'18 Pakistani PoWs still awaiting release after 39 years'

"These included sepoy Muhammad Shafiq of village Kurla near Dina in northern Pakistan, who was 18 when he was made PoW while serving in Deenajpur village of east Pakistan, now Bangladesh," Dunya TV reported.

"Another six soldiers belonging to Shafiq’s village also went missing after the war and are believed to be in Indian prisons,” the report said.

“Shafiq’s family has not been able to see him in these 39 years. His father Raj Wali and mother Fatima Bibi have died in the meanwhile,” the report said, adding that “they (relatives) wrote letters to the Indian authorities to find out if he was alive in a prison there”.

“We wrote to the president, prime minister, chief justice, army chief and foreign office but nobody responded,” said Shafiq’s cousin Muhammad Latif.

“We also wrote to human rights activist Ansar Burney, who was instrumental in getting Sarabjit Singh released from Pakistani prison in 2008, but to no avail,” he said.

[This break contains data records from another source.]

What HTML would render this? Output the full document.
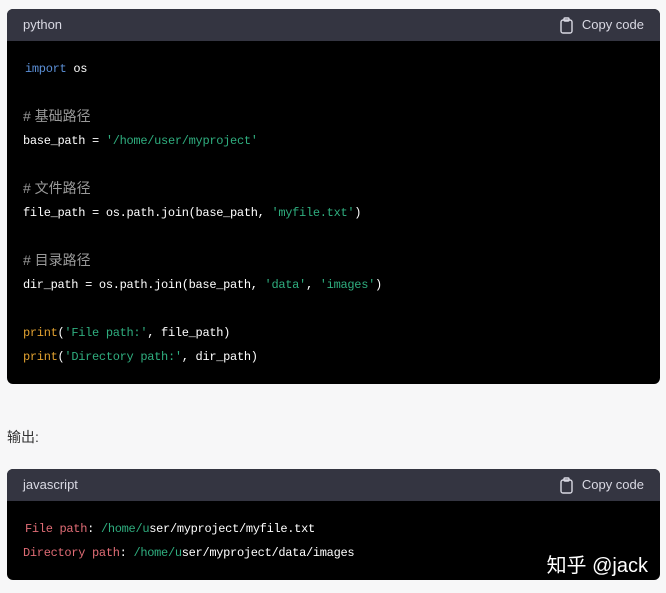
<!DOCTYPE html>
<html><head><meta charset="utf-8"><style>
body{margin:0;background:#f7f7f8;width:666px;height:593px;overflow:hidden;position:relative;font-family:"Liberation Sans","Noto Sans CJK SC",sans-serif;}
.blk{position:absolute;left:7px;width:653px;background:#000;border-radius:6px;overflow:hidden;}
.hd{height:32px;background:#343541;color:#d9d9e3;font-size:13px;position:relative;}
.hd .l{position:absolute;left:16px;top:8px;}
.hd .r{position:absolute;right:16px;top:8px;}
.hd svg{position:absolute;left:-23px;top:0px;}
.code{position:relative;font-family:"Liberation Mono","Noto Sans CJK SC",monospace;font-size:12px;letter-spacing:-0.3px;color:#fff;line-height:16px;}
.ln{position:absolute;left:16px;white-space:pre;}
.k{color:#5b8fd6}.s{color:#2fae7f}.c{color:#9a9a9a;font-family:"Liberation Sans","Noto Sans CJK SC",sans-serif;font-size:14px;letter-spacing:0}.f{color:#e0a030}.r2{color:#e06c75}
.cn{position:absolute;font-size:14px;color:#333;}
</style></head><body>
<div class="blk" style="top:9px;height:375px">
 <div class="hd"><span class="l">python</span><span class="r"><svg width="16" height="17" viewBox="0 0 16 17" fill="none" stroke="#d9d9e3" stroke-width="1.4"><rect x="2" y="3" width="11" height="13" rx="2"/><rect x="5" y="1" width="5" height="3" rx="1"/></svg>Copy code</span></div>
 <div class="code">
  <div class="ln" style="top:20px;left:18px"><span class="k">import</span> os</div>
  <div class="ln c" style="top:67px"># 基础路径</div>
  <div class="ln" style="top:92px">base_path = <span class="s">'/home/user/myproject'</span></div>
  <div class="ln c" style="top:139px"># 文件路径</div>
  <div class="ln" style="top:164px">file_path = os.path.join(base_path, <span class="s">'myfile.txt'</span>)</div>
  <div class="ln c" style="top:211px"># 目录路径</div>
  <div class="ln" style="top:236px">dir_path = os.path.join(base_path, <span class="s">'data'</span>, <span class="s">'images'</span>)</div>
  <div class="ln" style="top:284px"><span class="f">print</span>(<span class="s">'File path:'</span>, file_path)</div>
  <div class="ln" style="top:308px"><span class="f">print</span>(<span class="s">'Directory path:'</span>, dir_path)</div>
 </div>
</div>
<div class="cn" style="left:7px;top:427px">输出:</div>
<div class="blk" style="top:469px;height:111px">
 <div class="hd"><span class="l">javascript</span><span class="r"><svg width="16" height="17" viewBox="0 0 16 17" fill="none" stroke="#d9d9e3" stroke-width="1.4"><rect x="2" y="3" width="11" height="13" rx="2"/><rect x="5" y="1" width="5" height="3" rx="1"/></svg>Copy code</span></div>
 <div class="code">
  <div class="ln" style="top:20px;left:18px"><span class="r2">File path</span>: <span class="s">/home/u</span>ser/myproject/myfile.txt</div>
  <div class="ln" style="top:44px"><span class="r2">Directory path</span>: <span class="s">/home/u</span>ser/myproject/data/images</div>
 </div>
 <div style="position:absolute;right:12px;top:80px;color:#fff;font-size:20px">知乎 @jack</div>
</div>
</body></html>
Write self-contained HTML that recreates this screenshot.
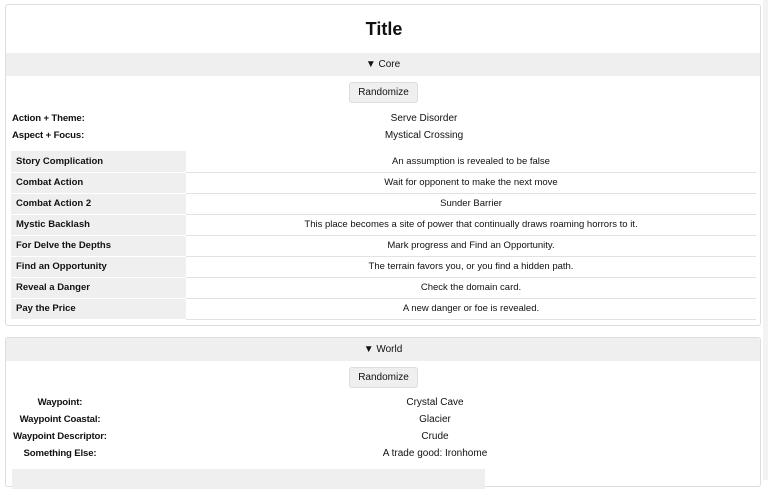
<!DOCTYPE html>
<html><head><style>
body{margin:0;width:768px;height:480px;overflow:hidden;background:#fff;font-family:"Liberation Sans",sans-serif;font-size:10px;color:#111;position:relative}
.p{position:absolute;left:5px;width:756px;border:1px solid #ddd;border-radius:3px;background:#fff;box-sizing:border-box}
.hd{position:absolute;left:0;right:0;height:23px;background:#efefef;text-align:center;line-height:23px;font-size:10px}
.btn{position:absolute;left:343px;width:69px;height:21px;background:#efefef;border:1px solid #ddd;border-radius:3px;box-sizing:border-box;text-align:center;line-height:19px}
.t{position:absolute;white-space:nowrap;line-height:12px}
.b{font-weight:bold;font-size:9.6px;letter-spacing:-0.15px}
.c{transform:translateX(-50%)}
table{position:absolute;left:5px;top:146px;width:745px;border-collapse:collapse}
td{height:21px;padding:0;border-bottom:1px solid #e2e2e2;box-sizing:border-box;font-size:9.5px}
td:first-child{width:175px;background:#efefef;font-weight:bold;padding-left:5px;border-bottom:1px solid #fff}
td:last-child{text-align:center}
</style></head><body>
<div style="position:absolute;right:0;top:0;width:5px;height:480px;background:#f3f3f3"></div>
<div class="p" style="top:4px;height:322px">
 <div class="t c" style="left:378px;top:14px;font-size:18px;line-height:20px;font-weight:bold">Title</div>
 <div class="hd" style="top:48px">▼ Core</div>
 <div class="btn" style="top:77px">Randomize</div>
 <div class="t b" style="left:6px;top:108px">Action + Theme:</div>
 <div class="t c" style="left:418px;top:108px">Serve Disorder</div>
 <div class="t b" style="left:6px;top:125px">Aspect + Focus:</div>
 <div class="t c" style="left:418px;top:125px">Mystical Crossing</div>
 <table>
 <tr><td>Story Complication</td><td>An assumption is revealed to be false</td></tr>
 <tr><td>Combat Action</td><td>Wait for opponent to make the next move</td></tr>
 <tr><td>Combat Action 2</td><td>Sunder Barrier</td></tr>
 <tr><td>Mystic Backlash</td><td>This place becomes a site of power that continually draws roaming horrors to it.</td></tr>
 <tr><td>For Delve the Depths</td><td>Mark progress and Find an Opportunity.</td></tr>
 <tr><td>Find an Opportunity</td><td>The terrain favors you, or you find a hidden path.</td></tr>
 <tr><td>Reveal a Danger</td><td>Check the domain card.</td></tr>
 <tr><td>Pay the Price</td><td>A new danger or foe is revealed.</td></tr>
 </table>
</div>
<div class="p" style="top:337px;height:150px">
 <div class="hd" style="top:0">▼ World</div>
 <div class="btn" style="top:29px">Randomize</div>
 <div class="t b c" style="left:54px;top:59px">Waypoint:</div>
 <div class="t c" style="left:429px;top:59px">Crystal Cave</div>
 <div class="t b c" style="left:54px;top:76px">Waypoint Coastal:</div>
 <div class="t c" style="left:429px;top:76px">Glacier</div>
 <div class="t b c" style="left:54px;top:93px">Waypoint Descriptor:</div>
 <div class="t c" style="left:429px;top:93px">Crude</div>
 <div class="t b c" style="left:54px;top:110px">Something Else:</div>
 <div class="t c" style="left:429px;top:110px">A trade good: Ironhome</div>
 <div style="position:absolute;left:6px;top:131px;width:473px;height:20px;background:#efefef"></div>
</div>
</body></html>
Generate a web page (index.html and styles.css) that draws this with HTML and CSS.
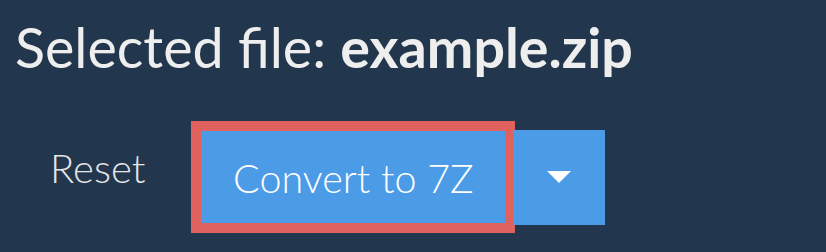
FILE: index.html
```html
<!DOCTYPE html>
<html lang="en">
    <head>
        <meta charset="UTF-8">
        <title>convert</title>
        <link rel="stylesheet" href="styles.css">
    </head>
    <body>
    <div id="id-div-container">
        <h1 class="file-title">Selected file: <b>example.zip</b></h1>
        <div class="action-row">
            <a class="btn-reset" href="#">Reset</a>
            <div class="btn-group">
                <div class="focus-ring">
                    <button class="btn-convert">Convert to 7Z</button>
                </div>
                <button class="btn-drop"><span class="caret"></span></button>
            </div>
        </div>
    </div>
    </body>
</html>
```

FILE: styles.css
```css
body {
    margin: 0;
    background-color: #22374d;
    font-family: Lato, "Noto Sans", sans-serif;
    color: #eeeeee;
}
#id-div-container {
    padding: 13px 0 0 15px;
}
.file-title {
    margin: 0;
    font-size: 55.6px;
    font-weight: 400;
    line-height: 67px;
}
.file-title b {
    font-weight: 700;
}
.action-row {
    display: flex;
    align-items: center;
    margin-top: 41px;
}
.btn-reset {
    font-size: 40px;
    font-weight: 300;
    color: #e6e6e6;
    text-decoration: none;
    margin-left: 35px;
    margin-right: 46px;
    margin-top: -19px;
}
.btn-group {
    display: flex;
    align-items: center;
}
.focus-ring {
    border: 10px solid #df625f;
    display: flex;
}
.btn-convert {
    width: 304px;
    height: 92px;
    border: none;
    background-color: #4b9be7;
    color: #fff;
    font-family: Lato, "Noto Sans", sans-serif;
    font-size: 39.5px;
    font-weight: 300;
    padding: 0;
}
.btn-drop {
    width: 92px;
    height: 95px;
    margin-left: -2px;
    border: none;
    background-color: #4b9be7;
    position: relative;
    z-index: 1;
    padding: 0;
}
.caret {
    display: block;
    margin: 0 auto;
    width: 0;
    height: 0;
    border-left: 12px solid transparent;
    border-right: 12px solid transparent;
    border-top: 12px solid #fff;
}
```
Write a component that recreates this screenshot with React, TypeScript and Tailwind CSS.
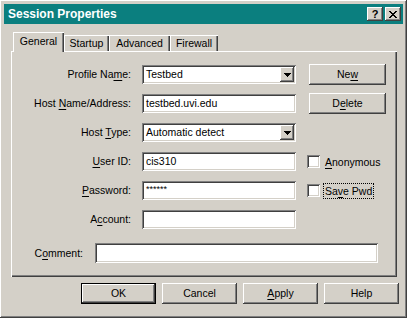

Sarabjit Singh, however, has not been released and continues to languish in a Pakistani jail, facing death sentence. His lawyer has said he would file a fresh mercy petition to the Pakistani president.

“The foreign office has recently admitted that 18 PoWs are still languishing in Indian jails, but no headway has been made for their release yet,” the report said.

Former federal minister Maj. (retd.) Raja Nadir Pervez, who himself was a PoW, said, “There is no excuse for Pakistani foreign office for not getting the remaining prisoners back to Pakistan”.

The Pakistan Army fought the war with India in the then East Pakistan before finally surrendering Dec 16, 1971. East Pakistan was declared an independent country after the war and was named as Bangladesh.

After the Simla Agreement between then Pakistani premier Zulfiqar Ali Bhutto and then Indian prime minister Indira Gandhi in July 1972, more than 90,000 Pakistani PoWs were released from Indian jails and repatriated to Pakistan.